IN RE HARBIN

United States Court of Appeals, Ninth Circuit (2007)

Facts

Issue

Holding — Ikuta, J.

Rule

Reasoning

Deep Dive: How the Court Reached Its Decision

Impact of Pending Civil Litigation on Feasibility

The Ninth Circuit reasoned that the bankruptcy court erred in confirming Harbin's plan of reorganization without evaluating the impact of Sherman's ongoing civil litigation against him. Under 11 U.S.C. § 1129(a)(11), the bankruptcy court was required to determine whether confirmation of the plan was likely to lead to liquidation or further reorganization due to unresolved claims. The court highlighted that Sherman's claim had not been definitively disallowed; rather, it was conditionally disallowed pending the outcome of his appeal. The bankruptcy court's failure to account for this potential claim meant it could not adequately assess the feasibility of Harbin's plan, thus constituting clear error. The court emphasized that if Sherman were to succeed in his appeal, Harbin might find himself unable to meet his obligations to creditors, potentially leading to liquidation. This requirement to evaluate claims was further supported by the precedent set in Pizza of Hawaii, where the potential liabilities from ongoing litigation were deemed critical in assessing a debtor's reorganization plan. The court also clarified that the Rooker-Feldman doctrine, which prevents lower federal courts from reviewing state court judgments, was misapplied in this context, as Sherman's objection was based on concerns about the feasibility of the plan rather than a direct challenge to the state court's ruling. By failing to consider Sherman's claim, the bankruptcy court did not fulfill its duty under section 1129(a)(11) to ensure that the plan was likely to be realized without necessitating further financial reorganization.

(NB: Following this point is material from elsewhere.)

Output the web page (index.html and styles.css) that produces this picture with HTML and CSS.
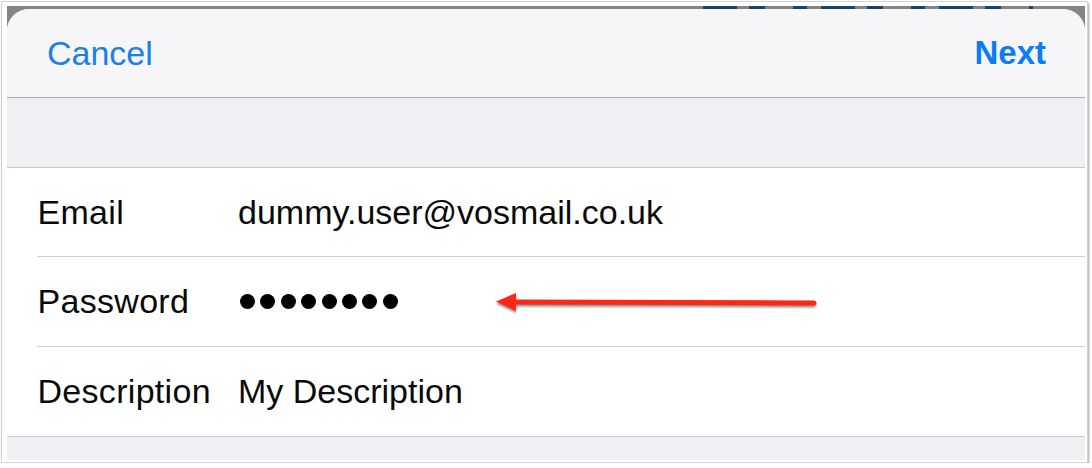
FILE: index.html
```html
<!DOCTYPE html>
<html lang="en">
<head>
<meta charset="utf-8">
<title>Account</title>
<link rel="stylesheet" href="styles.css">
</head>
<body>
<div class="frame">
  <div class="shot">
    <div class="backdrop-strip" aria-hidden="true"></div>
    <div class="sheet">
      <header class="navbar">
        <span class="nav-btn cancel">Cancel</span>
        <span class="nav-btn next">Next</span>
      </header>
      <div class="group-gap"></div>
      <div class="group">
        <div class="row row-first">
          <span class="label">Email</span>
          <span class="value">dummy.user@vosmail.co.uk</span>
        </div>
        <div class="row">
          <span class="label">Password</span>
          <span class="value dots" aria-label="password hidden">
            <i class="dot"></i><i class="dot"></i><i class="dot"></i><i class="dot"></i><i class="dot"></i><i class="dot"></i><i class="dot"></i><i class="dot"></i>
          </span>
        </div>
        <div class="row row-last">
          <span class="label">Description</span>
          <span class="value">My Description</span>
        </div>
      </div>
      <div class="group-foot"></div>
    </div>
    <svg class="arrow" width="340" height="28" viewBox="0 0 340 28" aria-hidden="true">
      <line x1="28" y1="14" x2="328" y2="15" stroke="#ff2616" stroke-width="5" stroke-linecap="round"/>
      <polygon points="10,13.5 30,5 30,23" fill="#ff2616"/>
    </svg>
  </div>
</div>
</body>
</html>
```

FILE: styles.css
```css
html, body {
  margin: 0;
  padding: 0;
  background: #ffffff;
}

body {
  font-family: "Liberation Sans", Arial, sans-serif;
  color: #000;
}

.frame {
  margin: 1px 0 0 1px;
  width: 1087px;
  height: 462px;
  border: 1px solid #d2d2d2;
  padding: 4px 0 0 5px;
  box-sizing: border-box;
  box-shadow: 1px 2px 2px rgba(0, 0, 0, 0.35);
  background: #fff;
}

.shot {
  position: relative;
  width: 1078px;
  height: 454px;
  background: #858585;
  overflow: hidden;
}

.backdrop-strip {
  position: absolute;
  left: 696px;
  top: 0;
  width: 330px;
  height: 3px;
  background: repeating-linear-gradient(90deg,
    #17446b 0 34px, transparent 34px 46px,
    #17446b 46px 62px, transparent 62px 90px,
    #17446b 90px 104px, transparent 104px 118px);
}

.sheet {
  position: relative;
  margin-top: 3px;
  height: 451px;
  border-radius: 22px 22px 0 0;
  overflow: hidden;
  background: #efeff4;
  display: flex;
  flex-direction: column;
}

.navbar {
  height: 88px;
  flex: none;
  background: #f6f6f8;
  border-bottom: 1px solid #acacb0;
  display: flex;
  align-items: center;
  justify-content: space-between;
  padding: 0 39px 0 40px;
  font-size: 34px;
}

.cancel {
  color: #1a80e8;
}

.next {
  color: #0a7cf5;
  font-weight: 700;
  font-size: 33px;
}

.group-gap {
  height: 69px;
  flex: none;
  background: #efeff4;
  border-bottom: 1px solid #c8c7cc;
}

.group {
  background: #ffffff;
  border-bottom: 1px solid #c8c7cc;
  flex: none;
}

.row {
  margin-left: 30px;
  height: 89px;
  border-bottom: 1px solid #d0d0d4;
  display: grid;
  grid-template-columns: 201px 1fr;
  align-items: center;
  font-size: 34px;
  color: #0a0a0a;
}

.row-first {
  height: 88px;
}

.row-last {
  border-bottom: none;
}

.label {
  padding-left: 0.5px;
  letter-spacing: 0.3px;
}

.dots {
  display: flex;
  gap: 5.4px;
  padding-left: 2px;
}

.dot {
  display: block;
  width: 15px;
  height: 15px;
  border-radius: 50%;
  background: #000;
}

.group-foot {
  flex: 1;
  background: #efeff4;
}

.arrow {
  position: absolute;
  left: 479px;
  top: 282px;
  filter: drop-shadow(0 2px 1.2px rgba(0, 0, 0, 0.45));
}
```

Equitable Powers and Retroactive Approval

The Ninth Circuit upheld the bankruptcy court's decision to grant retroactive approval of Harbin's post-petition refinancing under 11 U.S.C. § 364(c)(2). The court noted that while the refinancing transaction did not initially comply with the requirement to obtain prior court approval, the bankruptcy court had the equitable discretion to grant nunc pro tunc approval under certain circumstances. The decision to allow retroactive approval was supported by four key factors: the refinancing benefited the bankruptcy estate, the lender acted in good faith despite the oversight, the transaction complied with the statutory requirements, and the situation presented compelling equities that warranted such approval. The court highlighted that the refinancing provided necessary funds to support Harbin's reorganization plan, thereby benefiting creditors by ensuring that they would be paid in full. Although IndyMac, the lender, had failed to seek prior authorization, it satisfactorily explained this failure as a result of negligence and demonstrated that it would not have proceeded had it been aware of the bankruptcy proceedings. The bankruptcy court's findings were not clearly erroneous, and thus its decision to grant retroactive approval aligned with the equitable principles established in prior case law, further ensuring the integrity of the bankruptcy process while promoting the interests of the estate and its creditors.